今回は、昆答刺越兒發(コンタラエルハ)という謎の薬草に取り組みました。「薬」としての植物の側面に着目し、世界中で取引される商品として資源化される植物の姿を浮き彫りにします。その道行は、新型コロナウィルス感染症の感染拡大に翻弄され、治療法を求め続けるわれわれの姿と重なります。

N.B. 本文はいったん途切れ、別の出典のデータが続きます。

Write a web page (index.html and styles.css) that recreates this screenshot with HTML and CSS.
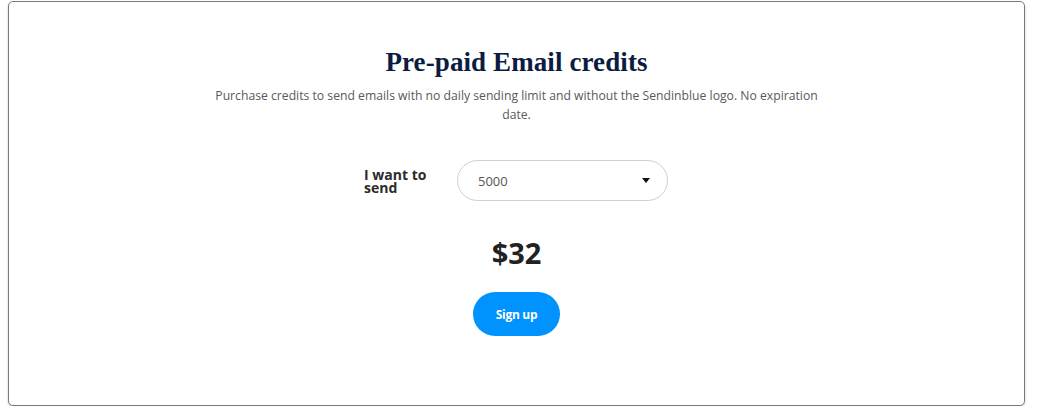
FILE: index.html
```html
<!DOCTYPE html>
<html>
<head>
<meta charset="utf-8">
<link rel="stylesheet" href="styles.css">
</head>
<body>
<div class="card">
  <h1 class="title">Pre-paid Email credits</h1>
  <p class="subtitle">Purchase credits to send emails with no daily sending limit and without the Sendinblue logo. No expiration date.</p>
  <div class="row">
    <label class="label">I want to send</label>
    <div class="select">
      <span class="value">5000</span>
      <svg class="caret" width="8" height="5" viewBox="0 0 8 5"><path d="M0 0h8L4 5z" fill="#111"/></svg>
    </div>
  </div>
  <div class="price">$32</div>
  <button class="btn">Sign up</button>
</div>
</body>
</html>
```
FILE: styles.css
```css
html, body { margin: 0; padding: 0; background: #fff; }
body { font-family: "Open Sans", "Noto Sans", sans-serif; }
.card {
  box-sizing: border-box;
  margin: 1px 18px 0 8px;
  height: 405px;
  border: 1px solid #7a7a7a;
  border-radius: 5px;
  box-shadow: 0 1px 2px rgba(0,0,0,0.25);
  display: flex;
  flex-direction: column;
  align-items: center;
  padding-top: 43px;
}
.title {
  margin: 0;
  font-family: "Liberation Serif", "DejaVu Serif", serif;
  font-weight: 700;
  font-size: 27px;
  line-height: 34px;
  color: #0c1c40;
  letter-spacing: 0.1px;
}
.subtitle {
  margin: 7px 0 0;
  width: 620px;
  text-align: center;
  font-size: 12.2px;
  line-height: 19px;
  color: #595959;
}
.row {
  display: flex;
  align-items: center;
  margin-top: 36px;
  margin-left: -1px;
  gap: 27px;
}
.label {
  width: 66px;
  font-size: 14px;
  font-weight: 700;
  line-height: 13px;
  color: #2b2b2b;
}
.select {
  box-sizing: border-box;
  width: 211px;
  height: 41px;
  border: 1px solid #cfcfcf;
  border-radius: 21px;
  display: flex;
  align-items: center;
  justify-content: space-between;
  padding: 0 17px 0 20px;
}
.value { font-size: 13px; color: #555; }
.caret { display: block; }
.price {
  margin-top: 34px;
  font-size: 29px;
  font-weight: 700;
  line-height: 36px;
  color: #222;
}
.btn {
  margin-top: 21px;
  width: 87px;
  height: 44px;
  border: none;
  border-radius: 22px;
  background: #0092ff;
  color: #fff;
  font-family: "Open Sans", sans-serif;
  font-weight: 700;
  font-size: 12px;
  letter-spacing: -0.3px;
  padding: 0;
}
```
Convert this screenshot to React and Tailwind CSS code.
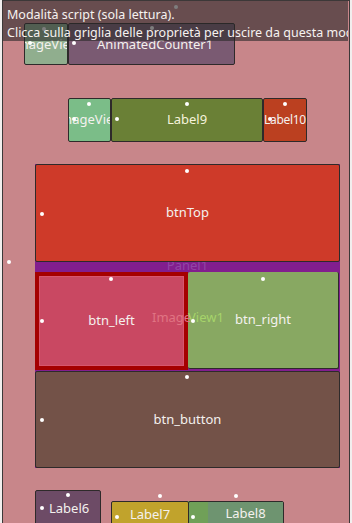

この展覧会に合わせて青幻舎より写真集を出版。ギャラリーにて先行販売を致します。人類の活動が大規模な環境の変化をもたらした「人新世」に突入する中、人間と自然の関わりから現在を生きる術を思考する文化人類学者アナ・ツィン氏の寄稿にも注目下さい。
アーティストトークイベント
日 時:2022年9月24日(土)18:00–19:30
会 場:The Thired Gallery Aya(10名のみ)/オンライン参加(YouTube生配信)
参加費:1,000円
*写真集をギャラリーのWebサイトまたは会場でご購入の方は無料
申込先:詳細は
ギャラリーサイトをご確認ください。
写真集|『毒消草の夢 デトックスプランツ・ヒストリー』
発行:青幻舎
ページ数:160ページ
価格:6,600円(税込)
寄稿:アナ・ツィン氏(カリフォルニア大学サンタクルーズ校文化人類学科教授)
申込先:info@thethirdgalleryaya.com / 06-6445-3557
オンライン購入先:
こちら
アーティストステイトメント
江戸末期の蘭方医学書にその記載を残す謎の薬草・昆答刺越兒發(コンタラエルハ)。その名前は、スペイン語の「コントライェルバ」に由来する。コントラは「(毒を)無効にする」、イェルバは「草」。つまり「コンタラエルハ」は「毒消草」だったのだ。江戸時代の蘭学書の、あるいは大航海時代の植物誌や医学書の中でコンタラエルハの痕跡を辿ると、同じ名前を持つ幾つもの植物が現れては消えていく。私が迷い込んだのは、15世紀から現代に至る500年におよぶ時間とヨーロッパ-アメリカ-アジアを結ぶ広大な空間にひろがる迷宮だった。
今は使われないこの薬草の痕跡を追う旅の中で、何百年にも渡って作られてきた毒消草を探し求める人々のネットワークの存在、香辛料や薬として世界中で取引される商品としての植物の資源化が浮き彫りになる。その過程で、人間の次元を超えて生きる生命体としての植物の姿は見失われてしまう。
旅の終わりに辿り着いた、コントライェルバが自生する森の、折り重なる形態の中で、コントライェルバの範疇を巡る絡れは文字通り解毒され、地質学的な時間が畳み込まれた、名状しがたい出来事として目の前に投げ出される。そこには感覚を研ぎ澄まさなければ聴きとることができない、言葉が無効になったのちに残る響、声ならぬ声が満ちている。